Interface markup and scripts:
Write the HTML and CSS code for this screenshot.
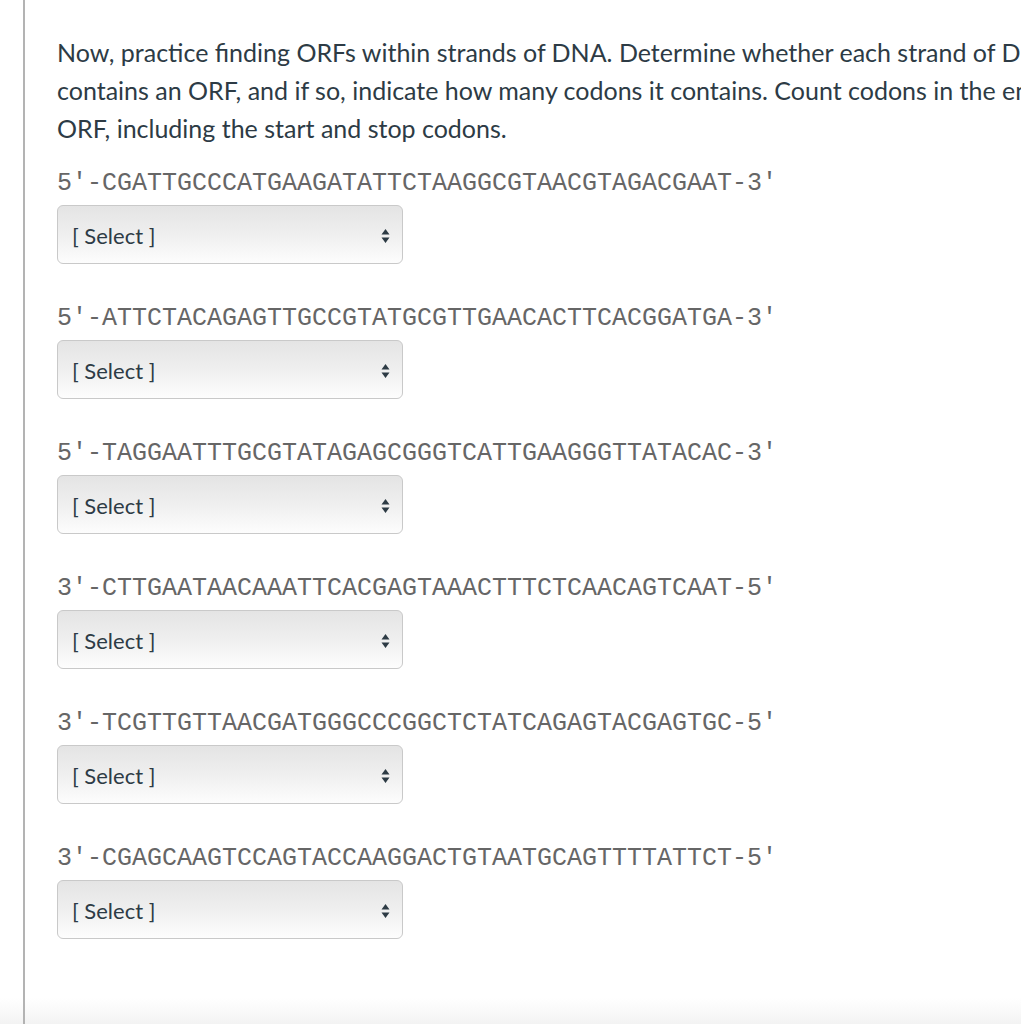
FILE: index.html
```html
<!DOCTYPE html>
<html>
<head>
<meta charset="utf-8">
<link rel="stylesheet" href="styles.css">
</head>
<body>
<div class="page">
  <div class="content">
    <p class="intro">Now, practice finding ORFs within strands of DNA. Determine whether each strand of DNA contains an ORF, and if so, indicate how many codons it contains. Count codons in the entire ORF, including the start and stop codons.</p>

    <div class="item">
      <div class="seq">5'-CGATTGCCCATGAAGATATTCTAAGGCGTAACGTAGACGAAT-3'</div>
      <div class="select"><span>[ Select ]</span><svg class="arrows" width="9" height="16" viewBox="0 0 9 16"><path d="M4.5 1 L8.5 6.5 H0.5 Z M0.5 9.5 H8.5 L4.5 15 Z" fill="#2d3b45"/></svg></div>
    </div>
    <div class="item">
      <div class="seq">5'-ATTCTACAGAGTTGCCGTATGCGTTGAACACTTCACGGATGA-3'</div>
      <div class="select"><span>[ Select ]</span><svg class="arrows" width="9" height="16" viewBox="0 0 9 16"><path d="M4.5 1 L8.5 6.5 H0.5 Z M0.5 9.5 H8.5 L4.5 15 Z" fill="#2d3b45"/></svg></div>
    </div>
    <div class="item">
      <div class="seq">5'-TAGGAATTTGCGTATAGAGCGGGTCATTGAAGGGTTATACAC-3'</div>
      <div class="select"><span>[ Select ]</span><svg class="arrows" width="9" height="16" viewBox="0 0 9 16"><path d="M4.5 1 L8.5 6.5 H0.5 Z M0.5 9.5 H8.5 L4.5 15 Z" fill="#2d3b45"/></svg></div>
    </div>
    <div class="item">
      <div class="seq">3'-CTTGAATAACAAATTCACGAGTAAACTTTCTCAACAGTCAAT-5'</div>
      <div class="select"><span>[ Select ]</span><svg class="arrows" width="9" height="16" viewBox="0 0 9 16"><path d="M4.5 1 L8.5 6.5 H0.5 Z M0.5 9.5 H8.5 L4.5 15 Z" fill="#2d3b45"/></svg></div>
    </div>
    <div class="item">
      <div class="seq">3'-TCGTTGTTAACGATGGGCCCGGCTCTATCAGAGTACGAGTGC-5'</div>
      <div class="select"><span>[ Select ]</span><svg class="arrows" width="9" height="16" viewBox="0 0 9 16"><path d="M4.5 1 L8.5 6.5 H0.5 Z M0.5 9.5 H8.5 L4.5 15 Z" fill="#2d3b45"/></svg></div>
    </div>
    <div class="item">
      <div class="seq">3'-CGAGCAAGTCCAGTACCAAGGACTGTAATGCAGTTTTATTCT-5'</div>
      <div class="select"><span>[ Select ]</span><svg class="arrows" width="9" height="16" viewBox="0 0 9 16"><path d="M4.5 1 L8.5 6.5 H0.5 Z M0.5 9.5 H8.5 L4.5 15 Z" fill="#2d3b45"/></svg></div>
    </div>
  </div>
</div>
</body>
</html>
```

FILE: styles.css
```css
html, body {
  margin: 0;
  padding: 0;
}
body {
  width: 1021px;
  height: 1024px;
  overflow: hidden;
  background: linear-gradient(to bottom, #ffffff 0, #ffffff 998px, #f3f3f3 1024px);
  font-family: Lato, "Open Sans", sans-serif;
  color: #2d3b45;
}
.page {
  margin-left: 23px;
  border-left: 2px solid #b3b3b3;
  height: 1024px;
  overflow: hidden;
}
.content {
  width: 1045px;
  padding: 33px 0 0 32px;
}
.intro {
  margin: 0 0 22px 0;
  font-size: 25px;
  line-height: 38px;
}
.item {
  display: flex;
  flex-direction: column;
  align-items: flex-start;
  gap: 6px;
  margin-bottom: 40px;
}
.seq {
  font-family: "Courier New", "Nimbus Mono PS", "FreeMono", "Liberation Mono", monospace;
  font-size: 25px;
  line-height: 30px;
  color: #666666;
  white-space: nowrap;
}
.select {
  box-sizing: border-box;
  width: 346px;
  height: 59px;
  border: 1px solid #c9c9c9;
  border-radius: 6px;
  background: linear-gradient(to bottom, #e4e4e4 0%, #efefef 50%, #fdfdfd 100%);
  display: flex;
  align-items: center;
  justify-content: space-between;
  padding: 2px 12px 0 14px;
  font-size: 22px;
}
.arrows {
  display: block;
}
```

* * *

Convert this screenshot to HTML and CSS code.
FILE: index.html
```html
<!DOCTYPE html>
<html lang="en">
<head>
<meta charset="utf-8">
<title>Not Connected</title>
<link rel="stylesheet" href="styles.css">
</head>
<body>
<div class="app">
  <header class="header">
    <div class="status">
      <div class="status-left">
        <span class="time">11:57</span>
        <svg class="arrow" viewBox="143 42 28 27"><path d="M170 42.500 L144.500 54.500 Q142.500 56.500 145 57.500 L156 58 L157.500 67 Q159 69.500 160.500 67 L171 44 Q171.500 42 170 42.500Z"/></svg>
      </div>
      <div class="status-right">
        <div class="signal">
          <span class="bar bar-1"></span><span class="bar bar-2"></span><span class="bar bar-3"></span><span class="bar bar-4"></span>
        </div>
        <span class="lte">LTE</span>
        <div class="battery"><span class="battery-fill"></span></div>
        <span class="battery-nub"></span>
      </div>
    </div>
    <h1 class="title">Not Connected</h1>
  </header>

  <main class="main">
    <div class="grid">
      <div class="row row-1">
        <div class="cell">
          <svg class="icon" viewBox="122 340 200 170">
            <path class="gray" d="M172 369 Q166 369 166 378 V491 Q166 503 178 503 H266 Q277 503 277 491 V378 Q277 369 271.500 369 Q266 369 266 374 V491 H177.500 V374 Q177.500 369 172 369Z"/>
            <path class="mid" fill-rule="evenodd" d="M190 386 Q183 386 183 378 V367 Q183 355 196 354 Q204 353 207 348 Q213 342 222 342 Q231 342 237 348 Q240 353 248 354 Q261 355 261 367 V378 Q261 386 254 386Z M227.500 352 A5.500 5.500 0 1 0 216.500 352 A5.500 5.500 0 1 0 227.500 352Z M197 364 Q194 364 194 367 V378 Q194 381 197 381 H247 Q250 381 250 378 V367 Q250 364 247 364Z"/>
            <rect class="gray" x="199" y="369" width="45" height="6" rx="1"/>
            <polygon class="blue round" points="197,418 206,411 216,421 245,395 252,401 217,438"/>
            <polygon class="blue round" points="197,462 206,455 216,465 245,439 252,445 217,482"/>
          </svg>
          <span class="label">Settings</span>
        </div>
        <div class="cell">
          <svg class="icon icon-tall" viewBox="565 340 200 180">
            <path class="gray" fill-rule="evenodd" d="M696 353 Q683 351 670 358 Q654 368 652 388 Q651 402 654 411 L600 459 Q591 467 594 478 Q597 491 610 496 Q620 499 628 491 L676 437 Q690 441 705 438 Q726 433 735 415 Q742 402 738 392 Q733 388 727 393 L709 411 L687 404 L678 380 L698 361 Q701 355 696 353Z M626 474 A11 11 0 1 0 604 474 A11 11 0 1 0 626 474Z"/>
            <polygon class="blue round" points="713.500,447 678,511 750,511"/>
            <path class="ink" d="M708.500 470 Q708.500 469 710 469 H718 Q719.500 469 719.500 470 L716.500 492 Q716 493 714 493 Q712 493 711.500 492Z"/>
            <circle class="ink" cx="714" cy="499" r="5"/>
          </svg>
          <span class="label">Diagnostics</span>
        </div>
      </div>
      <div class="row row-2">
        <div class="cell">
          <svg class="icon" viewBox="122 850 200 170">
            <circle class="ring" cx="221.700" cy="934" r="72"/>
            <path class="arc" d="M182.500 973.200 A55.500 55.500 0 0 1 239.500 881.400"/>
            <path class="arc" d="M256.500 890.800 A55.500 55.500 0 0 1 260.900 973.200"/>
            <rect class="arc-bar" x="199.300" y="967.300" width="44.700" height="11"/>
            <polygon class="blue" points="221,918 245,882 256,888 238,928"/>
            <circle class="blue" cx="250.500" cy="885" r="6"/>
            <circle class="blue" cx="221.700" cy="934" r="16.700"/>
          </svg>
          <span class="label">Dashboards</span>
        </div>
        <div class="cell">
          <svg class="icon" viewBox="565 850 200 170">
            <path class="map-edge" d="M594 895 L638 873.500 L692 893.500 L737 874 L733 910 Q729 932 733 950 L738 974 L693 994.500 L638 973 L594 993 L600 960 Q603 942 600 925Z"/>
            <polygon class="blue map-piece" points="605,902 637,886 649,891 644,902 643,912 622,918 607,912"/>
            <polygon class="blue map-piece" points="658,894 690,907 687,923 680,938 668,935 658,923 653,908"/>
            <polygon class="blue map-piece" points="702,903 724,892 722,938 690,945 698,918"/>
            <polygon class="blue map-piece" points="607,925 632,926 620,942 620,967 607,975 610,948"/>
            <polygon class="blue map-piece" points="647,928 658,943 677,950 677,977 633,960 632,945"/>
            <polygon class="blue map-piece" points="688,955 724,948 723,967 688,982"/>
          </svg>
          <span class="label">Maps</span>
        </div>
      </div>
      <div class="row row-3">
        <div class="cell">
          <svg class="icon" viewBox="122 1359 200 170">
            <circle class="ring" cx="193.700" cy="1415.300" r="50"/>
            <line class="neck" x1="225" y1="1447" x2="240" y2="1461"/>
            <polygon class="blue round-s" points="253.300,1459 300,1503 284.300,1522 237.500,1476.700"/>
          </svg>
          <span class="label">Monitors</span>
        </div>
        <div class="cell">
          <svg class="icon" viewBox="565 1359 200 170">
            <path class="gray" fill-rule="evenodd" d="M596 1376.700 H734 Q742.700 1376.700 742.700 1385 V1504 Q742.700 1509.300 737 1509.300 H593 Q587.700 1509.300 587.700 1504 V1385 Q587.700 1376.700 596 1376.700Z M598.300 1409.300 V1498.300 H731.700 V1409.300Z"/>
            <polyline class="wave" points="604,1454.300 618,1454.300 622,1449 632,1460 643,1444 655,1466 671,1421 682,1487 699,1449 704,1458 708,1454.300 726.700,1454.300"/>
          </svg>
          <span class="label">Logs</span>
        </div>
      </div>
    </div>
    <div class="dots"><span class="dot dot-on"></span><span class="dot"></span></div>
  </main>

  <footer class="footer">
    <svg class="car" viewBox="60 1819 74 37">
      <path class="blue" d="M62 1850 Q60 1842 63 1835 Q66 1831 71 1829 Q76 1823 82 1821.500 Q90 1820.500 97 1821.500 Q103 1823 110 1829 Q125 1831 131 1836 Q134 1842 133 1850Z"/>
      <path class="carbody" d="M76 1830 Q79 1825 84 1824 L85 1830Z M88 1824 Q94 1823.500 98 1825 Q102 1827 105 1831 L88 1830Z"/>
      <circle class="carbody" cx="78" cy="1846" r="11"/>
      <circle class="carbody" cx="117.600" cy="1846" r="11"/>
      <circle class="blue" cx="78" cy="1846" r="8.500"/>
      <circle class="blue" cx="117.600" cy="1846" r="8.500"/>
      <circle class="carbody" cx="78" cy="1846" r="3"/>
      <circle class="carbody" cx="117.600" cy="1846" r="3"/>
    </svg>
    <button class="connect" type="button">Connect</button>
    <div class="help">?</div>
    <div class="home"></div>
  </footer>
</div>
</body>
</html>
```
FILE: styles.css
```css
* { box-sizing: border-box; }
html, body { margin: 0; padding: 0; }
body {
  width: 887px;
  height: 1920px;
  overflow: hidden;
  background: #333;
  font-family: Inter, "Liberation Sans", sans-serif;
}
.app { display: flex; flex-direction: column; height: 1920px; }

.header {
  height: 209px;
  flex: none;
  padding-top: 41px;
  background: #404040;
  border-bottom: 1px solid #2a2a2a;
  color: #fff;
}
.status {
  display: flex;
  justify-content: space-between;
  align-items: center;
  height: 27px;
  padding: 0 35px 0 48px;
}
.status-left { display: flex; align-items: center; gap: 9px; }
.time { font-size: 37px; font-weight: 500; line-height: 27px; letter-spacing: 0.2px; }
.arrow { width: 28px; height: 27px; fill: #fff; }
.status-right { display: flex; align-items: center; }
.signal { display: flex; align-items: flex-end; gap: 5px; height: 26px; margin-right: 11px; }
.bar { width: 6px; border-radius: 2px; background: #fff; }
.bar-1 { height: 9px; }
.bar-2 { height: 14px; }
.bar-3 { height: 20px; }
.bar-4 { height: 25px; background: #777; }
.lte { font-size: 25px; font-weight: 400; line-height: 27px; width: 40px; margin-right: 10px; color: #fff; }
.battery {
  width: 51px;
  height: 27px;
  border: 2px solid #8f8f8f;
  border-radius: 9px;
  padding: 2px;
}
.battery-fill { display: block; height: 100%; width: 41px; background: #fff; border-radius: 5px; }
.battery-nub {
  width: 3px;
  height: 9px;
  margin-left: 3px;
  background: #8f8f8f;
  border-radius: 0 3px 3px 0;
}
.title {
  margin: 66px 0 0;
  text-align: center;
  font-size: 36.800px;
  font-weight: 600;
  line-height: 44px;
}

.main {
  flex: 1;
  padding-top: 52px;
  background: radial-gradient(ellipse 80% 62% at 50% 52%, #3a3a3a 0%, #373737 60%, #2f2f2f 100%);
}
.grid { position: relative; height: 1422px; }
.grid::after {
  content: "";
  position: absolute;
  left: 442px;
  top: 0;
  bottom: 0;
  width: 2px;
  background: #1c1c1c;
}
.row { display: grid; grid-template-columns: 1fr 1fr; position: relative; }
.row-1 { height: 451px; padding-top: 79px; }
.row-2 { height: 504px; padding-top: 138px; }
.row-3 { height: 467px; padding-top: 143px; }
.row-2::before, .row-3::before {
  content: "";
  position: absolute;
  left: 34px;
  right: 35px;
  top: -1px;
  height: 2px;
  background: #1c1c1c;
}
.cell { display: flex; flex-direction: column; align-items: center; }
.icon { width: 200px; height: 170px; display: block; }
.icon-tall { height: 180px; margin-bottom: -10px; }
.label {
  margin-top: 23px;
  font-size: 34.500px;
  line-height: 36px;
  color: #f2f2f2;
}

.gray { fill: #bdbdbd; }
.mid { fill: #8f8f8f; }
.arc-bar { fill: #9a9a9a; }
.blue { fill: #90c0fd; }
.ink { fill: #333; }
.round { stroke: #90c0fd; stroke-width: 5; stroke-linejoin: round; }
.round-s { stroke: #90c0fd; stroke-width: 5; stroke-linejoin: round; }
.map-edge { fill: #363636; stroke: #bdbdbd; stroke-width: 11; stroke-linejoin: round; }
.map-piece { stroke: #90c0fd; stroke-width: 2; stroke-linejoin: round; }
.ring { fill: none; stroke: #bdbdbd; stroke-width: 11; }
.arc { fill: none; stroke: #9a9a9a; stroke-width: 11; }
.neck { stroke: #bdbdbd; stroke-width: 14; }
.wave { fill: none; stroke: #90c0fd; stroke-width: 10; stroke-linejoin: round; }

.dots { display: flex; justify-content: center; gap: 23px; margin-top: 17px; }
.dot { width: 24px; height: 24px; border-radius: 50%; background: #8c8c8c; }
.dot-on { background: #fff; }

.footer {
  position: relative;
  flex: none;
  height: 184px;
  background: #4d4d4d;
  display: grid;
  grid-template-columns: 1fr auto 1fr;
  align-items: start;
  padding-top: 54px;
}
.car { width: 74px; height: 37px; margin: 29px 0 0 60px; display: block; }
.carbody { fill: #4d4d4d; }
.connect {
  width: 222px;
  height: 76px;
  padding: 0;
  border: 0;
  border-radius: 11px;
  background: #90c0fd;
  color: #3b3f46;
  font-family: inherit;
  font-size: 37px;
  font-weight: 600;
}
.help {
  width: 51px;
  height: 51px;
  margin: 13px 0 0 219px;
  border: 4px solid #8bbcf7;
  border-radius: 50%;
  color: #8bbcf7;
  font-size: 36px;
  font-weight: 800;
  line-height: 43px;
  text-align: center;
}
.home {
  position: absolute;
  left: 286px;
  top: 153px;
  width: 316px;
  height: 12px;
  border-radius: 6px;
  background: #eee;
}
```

* * *

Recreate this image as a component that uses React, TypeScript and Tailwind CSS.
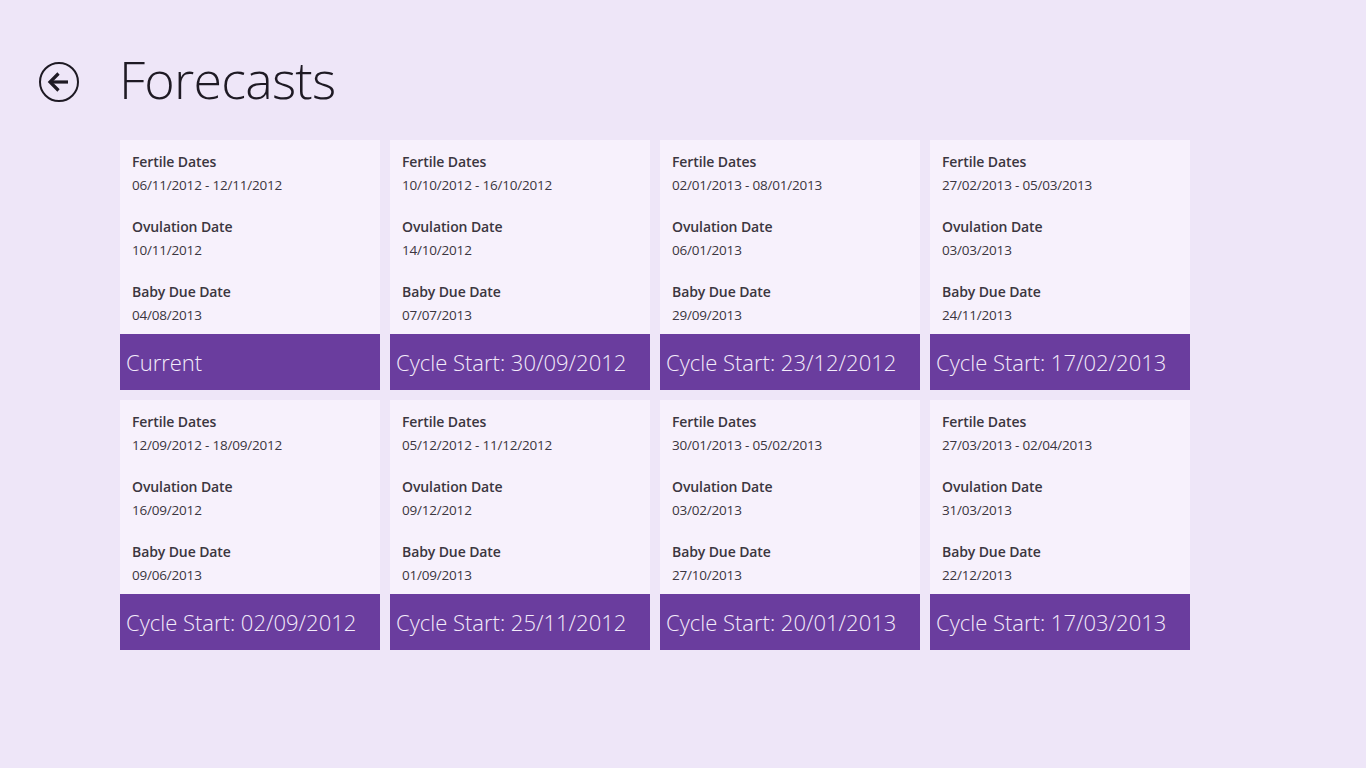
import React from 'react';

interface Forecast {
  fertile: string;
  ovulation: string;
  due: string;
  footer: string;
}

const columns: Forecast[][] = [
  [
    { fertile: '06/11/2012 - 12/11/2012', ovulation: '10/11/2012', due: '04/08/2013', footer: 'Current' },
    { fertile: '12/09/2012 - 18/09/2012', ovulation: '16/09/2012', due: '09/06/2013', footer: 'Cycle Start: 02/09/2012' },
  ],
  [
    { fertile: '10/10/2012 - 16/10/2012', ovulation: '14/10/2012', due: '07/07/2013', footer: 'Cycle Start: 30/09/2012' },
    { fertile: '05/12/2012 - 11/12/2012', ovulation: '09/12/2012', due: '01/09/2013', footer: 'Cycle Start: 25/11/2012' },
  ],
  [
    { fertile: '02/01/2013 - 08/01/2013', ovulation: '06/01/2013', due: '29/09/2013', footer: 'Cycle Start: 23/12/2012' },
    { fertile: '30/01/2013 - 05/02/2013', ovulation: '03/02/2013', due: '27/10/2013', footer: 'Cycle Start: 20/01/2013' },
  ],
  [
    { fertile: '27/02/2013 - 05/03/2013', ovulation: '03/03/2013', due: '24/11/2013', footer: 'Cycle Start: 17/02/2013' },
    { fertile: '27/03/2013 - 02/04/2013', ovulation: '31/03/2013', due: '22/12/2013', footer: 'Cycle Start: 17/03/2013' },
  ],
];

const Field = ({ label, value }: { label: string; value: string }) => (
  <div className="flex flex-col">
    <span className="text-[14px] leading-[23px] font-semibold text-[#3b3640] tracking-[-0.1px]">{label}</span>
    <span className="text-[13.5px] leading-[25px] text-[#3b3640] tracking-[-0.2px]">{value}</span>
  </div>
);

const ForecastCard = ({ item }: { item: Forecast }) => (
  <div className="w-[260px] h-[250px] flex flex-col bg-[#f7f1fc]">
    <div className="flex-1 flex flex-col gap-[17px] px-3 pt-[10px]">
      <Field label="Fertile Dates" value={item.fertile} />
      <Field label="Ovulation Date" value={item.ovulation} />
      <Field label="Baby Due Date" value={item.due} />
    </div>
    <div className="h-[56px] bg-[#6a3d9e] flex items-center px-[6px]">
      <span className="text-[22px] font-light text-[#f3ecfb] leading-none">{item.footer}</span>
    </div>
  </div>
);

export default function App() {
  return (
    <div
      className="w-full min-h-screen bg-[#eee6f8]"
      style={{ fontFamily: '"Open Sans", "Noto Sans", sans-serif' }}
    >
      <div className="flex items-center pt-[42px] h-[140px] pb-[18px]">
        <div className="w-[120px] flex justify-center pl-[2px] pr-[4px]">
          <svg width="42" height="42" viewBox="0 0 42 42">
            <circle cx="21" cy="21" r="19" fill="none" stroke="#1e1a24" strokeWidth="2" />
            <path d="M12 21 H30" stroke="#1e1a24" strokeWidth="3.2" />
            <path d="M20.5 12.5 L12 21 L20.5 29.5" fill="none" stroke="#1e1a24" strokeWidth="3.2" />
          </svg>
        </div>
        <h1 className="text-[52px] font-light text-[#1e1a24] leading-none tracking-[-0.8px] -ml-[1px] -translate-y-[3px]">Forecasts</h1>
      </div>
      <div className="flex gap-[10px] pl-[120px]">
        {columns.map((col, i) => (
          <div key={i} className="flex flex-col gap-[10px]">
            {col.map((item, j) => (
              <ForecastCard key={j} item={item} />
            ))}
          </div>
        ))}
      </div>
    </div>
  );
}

* [Exercise goal]: Find the lines above that include the string "code" and copy them.

* [Exercise result]:
Write the HTML and CSS code for this screenshot.
Convert this screenshot to HTML and CSS code.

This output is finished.